Could you retype the lines below, starting at the line holding "Write the React" and stopping at the line holding "const HEADERS = ['Entity", inclusive? Copy them exactly and drop the images.

MATERIAL SHOWN:
☆ ☆ ☆ ☆

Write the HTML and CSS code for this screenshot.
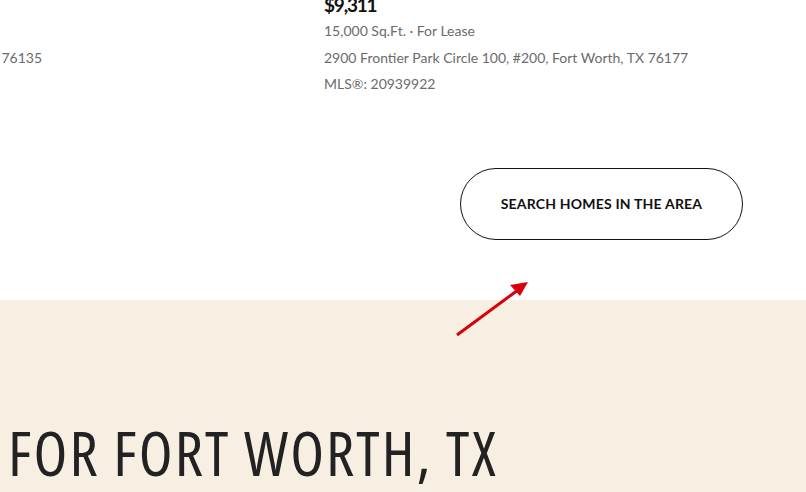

☆ ☆ ☆ ☆

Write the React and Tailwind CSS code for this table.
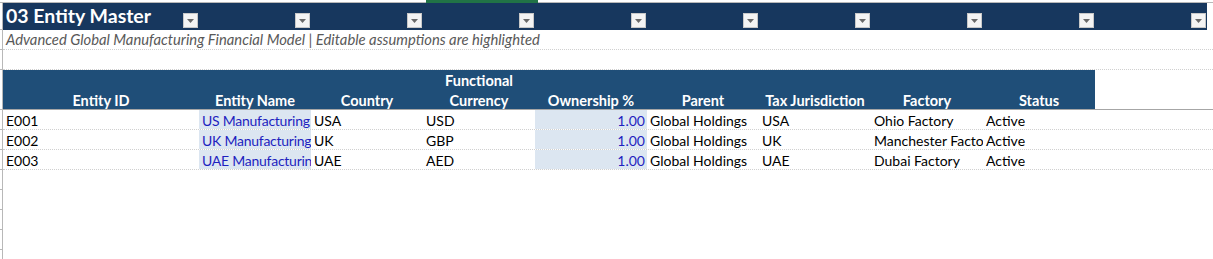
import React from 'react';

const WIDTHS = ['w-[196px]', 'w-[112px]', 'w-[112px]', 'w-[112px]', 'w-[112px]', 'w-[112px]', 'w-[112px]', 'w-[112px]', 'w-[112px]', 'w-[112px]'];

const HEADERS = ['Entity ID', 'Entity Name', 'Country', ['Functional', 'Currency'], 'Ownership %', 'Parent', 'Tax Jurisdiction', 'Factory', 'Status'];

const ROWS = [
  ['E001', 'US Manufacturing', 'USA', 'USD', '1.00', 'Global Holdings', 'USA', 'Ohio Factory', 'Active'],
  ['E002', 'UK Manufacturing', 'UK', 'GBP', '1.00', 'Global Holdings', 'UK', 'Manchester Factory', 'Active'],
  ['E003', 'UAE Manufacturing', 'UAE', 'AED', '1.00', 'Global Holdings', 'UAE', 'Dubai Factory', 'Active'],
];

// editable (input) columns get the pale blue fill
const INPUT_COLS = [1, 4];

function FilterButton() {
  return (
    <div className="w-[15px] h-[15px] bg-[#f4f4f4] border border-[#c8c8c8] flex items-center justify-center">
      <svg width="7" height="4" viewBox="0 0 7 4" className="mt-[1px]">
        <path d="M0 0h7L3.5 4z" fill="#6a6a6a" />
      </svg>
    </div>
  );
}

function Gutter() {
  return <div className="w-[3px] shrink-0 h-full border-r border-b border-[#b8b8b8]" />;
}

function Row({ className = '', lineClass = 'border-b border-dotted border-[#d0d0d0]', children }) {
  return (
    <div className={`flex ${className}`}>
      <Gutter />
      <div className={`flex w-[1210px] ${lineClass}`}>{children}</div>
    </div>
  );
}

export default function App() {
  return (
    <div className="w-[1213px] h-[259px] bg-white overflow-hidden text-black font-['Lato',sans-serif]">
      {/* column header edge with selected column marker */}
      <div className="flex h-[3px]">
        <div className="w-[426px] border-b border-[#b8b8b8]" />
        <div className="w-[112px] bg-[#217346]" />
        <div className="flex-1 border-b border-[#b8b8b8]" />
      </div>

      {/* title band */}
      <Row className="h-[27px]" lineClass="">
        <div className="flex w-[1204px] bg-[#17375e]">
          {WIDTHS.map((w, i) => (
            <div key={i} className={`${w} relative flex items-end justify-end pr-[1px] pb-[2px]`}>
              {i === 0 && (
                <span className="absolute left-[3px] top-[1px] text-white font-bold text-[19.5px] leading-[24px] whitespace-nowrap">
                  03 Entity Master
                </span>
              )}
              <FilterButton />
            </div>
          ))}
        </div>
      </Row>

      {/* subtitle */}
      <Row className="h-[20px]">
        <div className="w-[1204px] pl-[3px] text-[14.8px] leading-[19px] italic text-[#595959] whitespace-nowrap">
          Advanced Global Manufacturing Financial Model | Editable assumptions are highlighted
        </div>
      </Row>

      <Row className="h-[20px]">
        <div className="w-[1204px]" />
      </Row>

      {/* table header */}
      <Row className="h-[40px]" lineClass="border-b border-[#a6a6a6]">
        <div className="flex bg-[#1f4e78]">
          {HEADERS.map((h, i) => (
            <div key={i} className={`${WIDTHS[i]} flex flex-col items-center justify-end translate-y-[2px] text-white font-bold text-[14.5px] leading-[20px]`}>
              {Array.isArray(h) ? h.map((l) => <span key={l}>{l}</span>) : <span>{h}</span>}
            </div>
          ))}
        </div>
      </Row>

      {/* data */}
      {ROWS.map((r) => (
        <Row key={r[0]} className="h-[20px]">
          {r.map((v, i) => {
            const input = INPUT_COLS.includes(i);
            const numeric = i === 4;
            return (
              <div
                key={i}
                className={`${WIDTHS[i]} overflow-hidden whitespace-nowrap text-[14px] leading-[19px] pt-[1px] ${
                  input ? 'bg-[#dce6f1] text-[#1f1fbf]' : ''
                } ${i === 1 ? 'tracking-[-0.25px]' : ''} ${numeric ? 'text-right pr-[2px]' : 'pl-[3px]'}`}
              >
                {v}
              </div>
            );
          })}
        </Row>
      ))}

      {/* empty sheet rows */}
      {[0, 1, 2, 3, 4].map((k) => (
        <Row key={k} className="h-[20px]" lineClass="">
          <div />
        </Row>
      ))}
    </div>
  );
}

☆ ☆ ☆ ☆

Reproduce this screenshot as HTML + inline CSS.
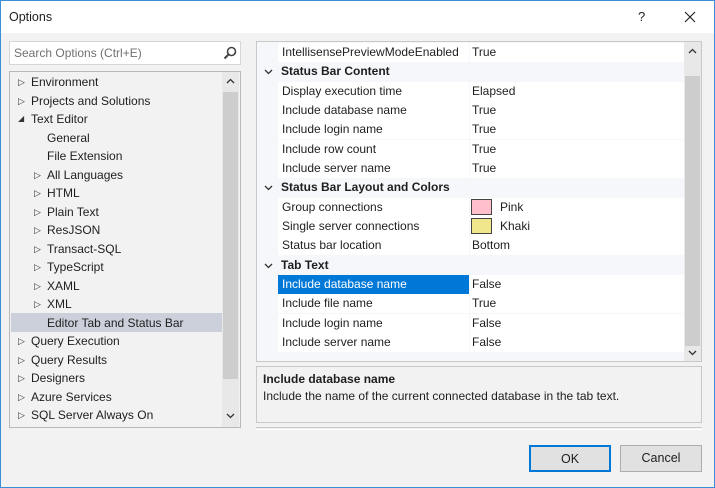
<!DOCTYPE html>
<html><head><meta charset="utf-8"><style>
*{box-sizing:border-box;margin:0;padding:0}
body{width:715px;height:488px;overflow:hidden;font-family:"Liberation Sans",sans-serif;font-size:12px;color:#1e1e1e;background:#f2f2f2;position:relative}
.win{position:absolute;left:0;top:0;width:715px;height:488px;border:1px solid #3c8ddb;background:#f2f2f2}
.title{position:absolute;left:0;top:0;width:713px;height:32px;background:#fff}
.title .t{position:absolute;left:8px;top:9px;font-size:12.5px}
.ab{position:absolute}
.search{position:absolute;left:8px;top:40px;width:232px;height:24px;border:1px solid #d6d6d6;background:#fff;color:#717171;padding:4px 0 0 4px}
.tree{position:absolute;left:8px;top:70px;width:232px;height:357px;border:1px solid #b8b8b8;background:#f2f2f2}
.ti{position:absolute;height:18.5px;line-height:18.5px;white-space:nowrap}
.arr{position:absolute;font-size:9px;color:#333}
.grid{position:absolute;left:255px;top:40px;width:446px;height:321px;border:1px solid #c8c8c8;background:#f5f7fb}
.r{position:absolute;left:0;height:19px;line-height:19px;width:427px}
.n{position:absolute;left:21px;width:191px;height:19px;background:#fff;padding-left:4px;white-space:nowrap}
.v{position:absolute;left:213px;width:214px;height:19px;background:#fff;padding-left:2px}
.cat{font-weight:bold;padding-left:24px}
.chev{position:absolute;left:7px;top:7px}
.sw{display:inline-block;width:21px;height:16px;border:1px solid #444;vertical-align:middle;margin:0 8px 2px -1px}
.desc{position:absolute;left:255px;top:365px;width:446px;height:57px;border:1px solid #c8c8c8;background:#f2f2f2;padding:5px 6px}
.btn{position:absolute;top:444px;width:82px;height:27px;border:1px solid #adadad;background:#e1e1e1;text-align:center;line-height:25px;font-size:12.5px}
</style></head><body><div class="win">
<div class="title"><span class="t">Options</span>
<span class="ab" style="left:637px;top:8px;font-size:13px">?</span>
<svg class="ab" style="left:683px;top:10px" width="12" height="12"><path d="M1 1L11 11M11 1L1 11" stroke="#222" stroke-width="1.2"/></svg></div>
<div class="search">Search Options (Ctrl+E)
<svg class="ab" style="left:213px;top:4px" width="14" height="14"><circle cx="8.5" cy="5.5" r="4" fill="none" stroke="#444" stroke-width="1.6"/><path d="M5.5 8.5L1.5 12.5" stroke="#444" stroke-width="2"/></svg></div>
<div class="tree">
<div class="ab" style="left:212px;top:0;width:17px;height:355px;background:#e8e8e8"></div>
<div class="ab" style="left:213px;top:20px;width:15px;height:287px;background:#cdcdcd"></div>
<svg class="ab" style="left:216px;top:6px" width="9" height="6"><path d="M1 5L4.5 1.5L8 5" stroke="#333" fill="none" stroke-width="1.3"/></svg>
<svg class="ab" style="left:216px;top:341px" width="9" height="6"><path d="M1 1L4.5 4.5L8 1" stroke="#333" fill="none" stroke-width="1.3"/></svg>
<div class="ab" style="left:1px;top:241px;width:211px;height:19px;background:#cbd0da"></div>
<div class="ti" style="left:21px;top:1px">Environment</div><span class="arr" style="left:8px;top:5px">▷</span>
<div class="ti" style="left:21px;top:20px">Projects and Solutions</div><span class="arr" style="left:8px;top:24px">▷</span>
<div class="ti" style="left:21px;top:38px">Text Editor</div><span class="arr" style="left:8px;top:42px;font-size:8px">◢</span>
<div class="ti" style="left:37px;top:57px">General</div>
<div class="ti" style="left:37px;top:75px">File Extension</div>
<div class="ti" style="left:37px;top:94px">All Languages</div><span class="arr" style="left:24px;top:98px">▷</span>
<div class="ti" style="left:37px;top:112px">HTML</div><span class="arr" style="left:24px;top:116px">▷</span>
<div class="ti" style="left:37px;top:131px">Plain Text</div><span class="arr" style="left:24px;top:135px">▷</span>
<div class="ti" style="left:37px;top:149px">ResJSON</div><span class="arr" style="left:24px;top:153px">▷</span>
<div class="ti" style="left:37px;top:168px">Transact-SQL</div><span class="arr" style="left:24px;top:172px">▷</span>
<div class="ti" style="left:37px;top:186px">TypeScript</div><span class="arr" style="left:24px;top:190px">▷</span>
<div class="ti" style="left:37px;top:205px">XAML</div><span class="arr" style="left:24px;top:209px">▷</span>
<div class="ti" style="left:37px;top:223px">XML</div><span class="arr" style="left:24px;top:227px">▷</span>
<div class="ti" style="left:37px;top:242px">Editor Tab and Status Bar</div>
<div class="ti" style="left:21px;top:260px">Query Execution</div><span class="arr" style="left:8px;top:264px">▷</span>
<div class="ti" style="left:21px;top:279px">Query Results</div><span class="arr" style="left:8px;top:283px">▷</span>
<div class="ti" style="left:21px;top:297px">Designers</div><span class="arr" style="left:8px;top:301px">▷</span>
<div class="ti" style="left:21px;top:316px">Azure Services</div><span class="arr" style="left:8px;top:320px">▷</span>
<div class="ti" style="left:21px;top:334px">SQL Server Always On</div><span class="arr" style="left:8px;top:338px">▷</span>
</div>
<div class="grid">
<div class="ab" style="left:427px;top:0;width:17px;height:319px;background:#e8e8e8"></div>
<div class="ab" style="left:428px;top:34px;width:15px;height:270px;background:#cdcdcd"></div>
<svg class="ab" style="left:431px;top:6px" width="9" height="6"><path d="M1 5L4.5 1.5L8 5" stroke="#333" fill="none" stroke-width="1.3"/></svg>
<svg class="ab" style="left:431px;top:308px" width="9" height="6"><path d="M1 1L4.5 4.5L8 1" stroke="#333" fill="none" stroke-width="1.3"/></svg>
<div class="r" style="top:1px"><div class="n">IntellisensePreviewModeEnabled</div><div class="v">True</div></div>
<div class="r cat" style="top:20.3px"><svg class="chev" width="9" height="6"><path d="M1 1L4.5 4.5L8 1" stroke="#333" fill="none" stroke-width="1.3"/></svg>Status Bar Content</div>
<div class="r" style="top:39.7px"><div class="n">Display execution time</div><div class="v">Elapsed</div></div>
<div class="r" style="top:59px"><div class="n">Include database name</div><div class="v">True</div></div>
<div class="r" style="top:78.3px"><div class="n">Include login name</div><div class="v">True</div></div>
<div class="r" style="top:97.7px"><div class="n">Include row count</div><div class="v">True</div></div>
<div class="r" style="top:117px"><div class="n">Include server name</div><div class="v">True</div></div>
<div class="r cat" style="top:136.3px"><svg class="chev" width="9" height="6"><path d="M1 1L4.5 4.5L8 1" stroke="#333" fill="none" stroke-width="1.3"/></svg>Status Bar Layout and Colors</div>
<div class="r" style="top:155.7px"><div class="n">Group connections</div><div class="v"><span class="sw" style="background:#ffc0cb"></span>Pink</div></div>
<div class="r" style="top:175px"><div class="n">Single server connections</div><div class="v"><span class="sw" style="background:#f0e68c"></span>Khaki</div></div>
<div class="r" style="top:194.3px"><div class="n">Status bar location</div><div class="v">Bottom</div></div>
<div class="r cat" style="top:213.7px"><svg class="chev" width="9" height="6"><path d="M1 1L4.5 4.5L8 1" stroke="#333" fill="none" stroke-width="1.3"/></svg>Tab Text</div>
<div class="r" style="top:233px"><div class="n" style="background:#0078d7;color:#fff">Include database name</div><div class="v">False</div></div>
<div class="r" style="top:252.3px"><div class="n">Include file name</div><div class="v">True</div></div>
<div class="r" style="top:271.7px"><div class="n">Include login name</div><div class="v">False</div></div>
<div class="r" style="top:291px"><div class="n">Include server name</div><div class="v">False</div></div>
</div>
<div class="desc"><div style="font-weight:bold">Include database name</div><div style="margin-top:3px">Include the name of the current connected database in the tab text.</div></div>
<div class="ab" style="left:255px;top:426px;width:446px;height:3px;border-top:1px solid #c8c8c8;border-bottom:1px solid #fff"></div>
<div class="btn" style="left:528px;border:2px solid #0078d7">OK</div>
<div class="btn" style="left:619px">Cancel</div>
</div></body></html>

☆ ☆ ☆ ☆

EXPECTED ANSWER:
Write the React and Tailwind CSS code for this table.
import React from 'react';

const WIDTHS = ['w-[196px]', 'w-[112px]', 'w-[112px]', 'w-[112px]', 'w-[112px]', 'w-[112px]', 'w-[112px]', 'w-[112px]', 'w-[112px]', 'w-[112px]'];

const HEADERS = ['Entity ID', 'Entity Name', 'Country', ['Functional', 'Currency'], 'Ownership %', 'Parent', 'Tax Jurisdiction', 'Factory', 'Status'];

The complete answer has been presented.